I rode the Hybrid 161 for two days in January right after a heavy dump of snow. In your hand, the board is clearly well built with a nice finish and decent graphics. It has a medium to stiff flex on a directional camrock profile, the camber pitching 4mm in the middle – so not significantly aggressive. Inherited from the PLY is the tapered underbite, right in front of your toes. The 420’s genes are clear to see in the surface area displacement, it is wide in the waist through to the big bulbous nose (yet it is quite a bit longer).
“It is pretty wide, accommodating my big size 11 clown feet, I didn’t feel any toe drag, even on my optimistic Euro-carve attempts”
Not one to ignore a dump, I got some sublime powder experiences on the Hybrid. This thing floats extremely well letting you sit up-right without having to work it too hard. It floats better than the 420 but isn’t as compact, meaning you can’t slash and turn as tight and responsively. On the plus side you’re not leaning back so much and having to manage your speed to avoid getting stuck. It manages well for a board of its size in tight tree runs.

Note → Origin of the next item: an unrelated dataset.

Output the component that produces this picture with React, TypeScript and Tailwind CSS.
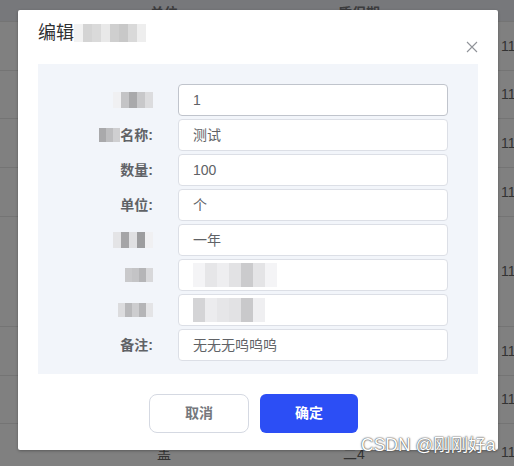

I’m of the opinion that, whether you adjust your bindings or not, most boards can float well on powder – the Hybrid simply manages the flow of snow under the hull better than most, maintaining speed, stability and control, all without chucking snow in your face. Where powder boards, especially those of the rocker variety, fall down is back in on the piste (in groomers or chop). The 420 isn’t a great board on the piste, edges slip and it gets out of control at speed. The Hybrid eliminates this with efficiency, producing an exhilarating carving and charging experience.
The camber, although not as pronounced as some, really comes into effect producing great pop in and out or turns, and helps to really engage the underbite – which is no gimmick. It really digs in and holds, similar to Mervin’s magnitraction. The big nose and stiffness doesn’t deter turn engagement, it will take a bit of getting used to, but it really comes into its own on long fast carves, allowing you to get low and hold on for a rollercoaster ride. Some chatter will creep in on that big nose, but nothing to worry about. It is pretty wide, accommodating my big size 11 clown feet, I didn’t feel any toe drag, even on my optimistic Euro-carve attempts.
It is still a big old battleship, long, wide and stiff, so it will run down crud and plough through slush and pillows with ease. But in rutted out moguls at the end of the day, the board becomes a chore – you can’t win all the time.
The 161 isn’t a board for jibbing, you can press and butter with some effort, it pops an ollie pretty well, but again you have to work for it. The Hybrid’s PLY roots come into effect on the kickers and side hits, it jumps very well feeling stable and nimble in the air. It handles impact well and lets you off with a sketchy landing that a true camber might not.
All in all, I think the Hybrid will be a mainstay of YES’s line up for years to come, it ticks so many boxes. It would suit an intermediate to advanced freeride enthusiast that wants a wide board offering a premium powder ride with plenty of all-mountain abilities thrown in. Awesome job! A major favourite of mine.”